## DIRECTION:
Return the material word for word. Do not include the pictures.

------ SUPPLIED MATERIAL ------

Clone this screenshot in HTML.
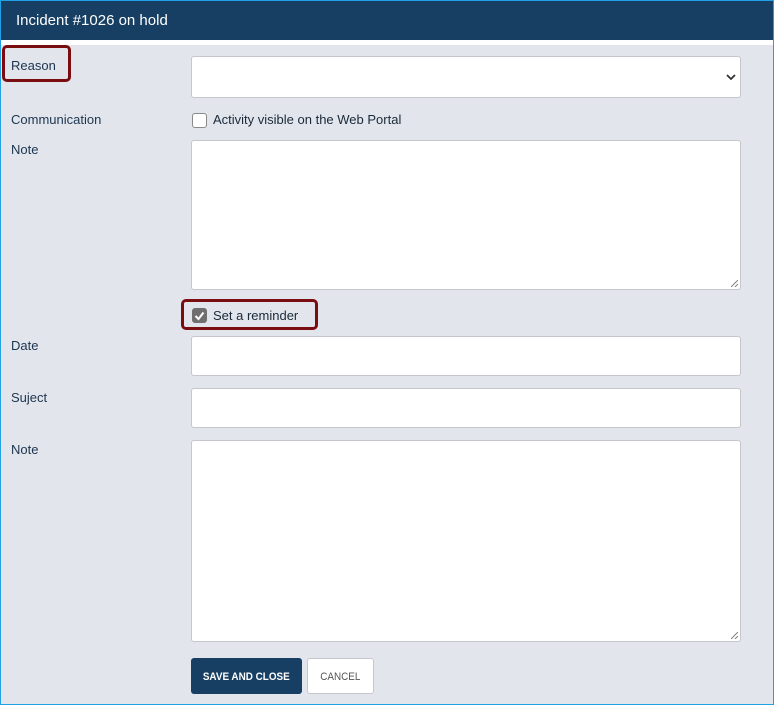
<!DOCTYPE html>
<html><head><style>
*{box-sizing:border-box;margin:0;padding:0}
body{width:774px;height:705px;overflow:hidden;background:#e2e5ec;font-family:"Liberation Sans",sans-serif;position:relative}
.frame{position:absolute;left:0;top:0;width:774px;height:705px;border:1px solid #21a0e6;}
.hdr{position:absolute;left:1px;top:1px;width:772px;height:39px;background:#173f63;color:#fff;font-size:15px;padding:11px 0 0 15px}
.wl{position:absolute;left:1px;top:40px;width:772px;height:5px;background:#fff}
.lbl{position:absolute;left:11px;font-size:13px;color:#1c3550}
.box{position:absolute;left:191px;width:550px;background:#fff;border:1px solid #c4c7cc;border-radius:3px}
.hl{position:absolute;border:3px solid #7a0d10;border-radius:5px}
.cb{position:absolute;width:15px;height:15px;border:1px solid #8a8a8a;border-radius:3px;background:#fff}
.t{position:absolute;font-size:13px;color:#1a2a3a}
.rz{position:absolute;right:2px;bottom:2px;width:7px;height:7px;background:linear-gradient(135deg,transparent 45%,#888 45%,#888 55%,transparent 55%,transparent 75%,#888 75%,#888 85%,transparent 85%)}
.btn{position:absolute;top:658px;height:36px;border-radius:3px;font-size:11px;text-align:center}
.btn span{display:inline-block;transform:scaleX(0.9)}
</style></head><body>
<div class="frame"></div>
<div class="hdr">Incident #1026 on hold</div>
<div class="wl"></div>
<div class="hl" style="left:2px;top:45px;width:69px;height:37px"></div>
<div class="lbl" style="top:58px">Reason</div>
<div class="box" style="top:56px;height:42px"><svg style="position:absolute;right:4px;top:16px" width="10" height="8" viewBox="0 0 10 8"><path d="M1 2l4 4 4-4" stroke="#333" stroke-width="1.8" fill="none"/></svg></div>
<div class="lbl" style="top:112px">Communication</div>
<div class="cb" style="left:192px;top:113px"></div>
<div class="t" style="left:213px;top:112px">Activity visible on the Web Portal</div>
<div class="lbl" style="top:142px">Note</div>
<div class="box" style="top:140px;height:150px"><div class="rz"></div></div>
<div class="hl" style="left:181px;top:299px;width:137px;height:31px"></div>
<div class="cb" style="left:192px;top:308px;background:#6f6f6f;border-color:#6f6f6f"><svg width="13" height="13" viewBox="0 0 13 13" style="position:absolute;left:0;top:0"><path d="M2.5 7l3 3 5-6.5" stroke="#fff" stroke-width="2" fill="none"/></svg></div>
<div class="t" style="left:213px;top:308px">Set a reminder</div>
<div class="lbl" style="top:338px">Date</div>
<div class="box" style="top:336px;height:40px"></div>
<div class="lbl" style="top:390px">Suject</div>
<div class="box" style="top:388px;height:40px"></div>
<div class="lbl" style="top:442px">Note</div>
<div class="box" style="top:440px;height:202px"><div class="rz"></div></div>
<div class="btn" style="left:191px;width:111px;background:#173f63;color:#fff;font-weight:bold;line-height:38px"><span>SAVE AND CLOSE</span></div>
<div class="btn" style="left:307px;width:67px;background:#fff;border:1px solid #c4c7cc;color:#555;line-height:36px"><span>CANCEL</span></div>
</body></html>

------

## RESPONSE TO THIS TASK:
Clone this screenshot in HTML.
<!DOCTYPE html>
<html><head><style>
*{box-sizing:border-box;margin:0;padding:0}
body{width:774px;height:705px;overflow:hidden;background:#e2e5ec;font-family:"Liberation Sans",sans-serif;position:relative}
.frame{position:absolute;left:0;top:0;width:774px;height:705px;border:1px solid #21a0e6;}
.hdr{position:absolute;left:1px;top:1px;width:772px;height:39px;background:#173f63;color:#fff;font-size:15px;padding:11px 0 0 15px}
.wl{position:absolute;left:1px;top:40px;width:772px;height:5px;background:#fff}
.lbl{position:absolute;left:11px;font-size:13px;color:#1c3550}
.box{position:absolute;left:191px;width:550px;background:#fff;border:1px solid #c4c7cc;border-radius:3px}
.hl{position:absolute;border:3px solid #7a0d10;border-radius:5px}
.cb{position:absolute;width:15px;height:15px;border:1px solid #8a8a8a;border-radius:3px;background:#fff}
.t{position:absolute;font-size:13px;color:#1a2a3a}
.rz{position:absolute;right:2px;bottom:2px;width:7px;height:7px;background:linear-gradient(135deg,transparent 45%,#888 45%,#888 55%,transparent 55%,transparent 75%,#888 75%,#888 85%,transparent 85%)}
.btn{position:absolute;top:658px;height:36px;border-radius:3px;font-size:11px;text-align:center}
.btn span{display:inline-block;transform:scaleX(0.9)}
</style></head><body>
<div class="frame"></div>
<div class="hdr">Incident #1026 on hold</div>
<div class="wl"></div>
<div class="hl" style="left:2px;top:45px;width:69px;height:37px"></div>
<div class="lbl" style="top:58px">Reason</div>
<div class="box" style="top:56px;height:42px"><svg style="position:absolute;right:4px;top:16px" width="10" height="8" viewBox="0 0 10 8"><path d="M1 2l4 4 4-4" stroke="#333" stroke-width="1.8" fill="none"/></svg></div>
<div class="lbl" style="top:112px">Communication</div>
<div class="cb" style="left:192px;top:113px"></div>
<div class="t" style="left:213px;top:112px">Activity visible on the Web Portal</div>
<div class="lbl" style="top:142px">Note</div>
<div class="box" style="top:140px;height:150px"><div class="rz"></div></div>
<div class="hl" style="left:181px;top:299px;width:137px;height:31px"></div>
<div class="cb" style="left:192px;top:308px;background:#6f6f6f;border-color:#6f6f6f"><svg width="13" height="13" viewBox="0 0 13 13" style="position:absolute;left:0;top:0"><path d="M2.5 7l3 3 5-6.5" stroke="#fff" stroke-width="2" fill="none"/></svg></div>
<div class="t" style="left:213px;top:308px">Set a reminder</div>
<div class="lbl" style="top:338px">Date</div>
<div class="box" style="top:336px;height:40px"></div>
<div class="lbl" style="top:390px">Suject</div>
<div class="box" style="top:388px;height:40px"></div>
<div class="lbl" style="top:442px">Note</div>
<div class="box" style="top:440px;height:202px"><div class="rz"></div></div>
<div class="btn" style="left:191px;width:111px;background:#173f63;color:#fff;font-weight:bold;line-height:38px"><span>SAVE AND CLOSE</span></div>
<div class="btn" style="left:307px;width:67px;background:#fff;border:1px solid #c4c7cc;color:#555;line-height:36px"><span>CANCEL</span></div>
</body></html>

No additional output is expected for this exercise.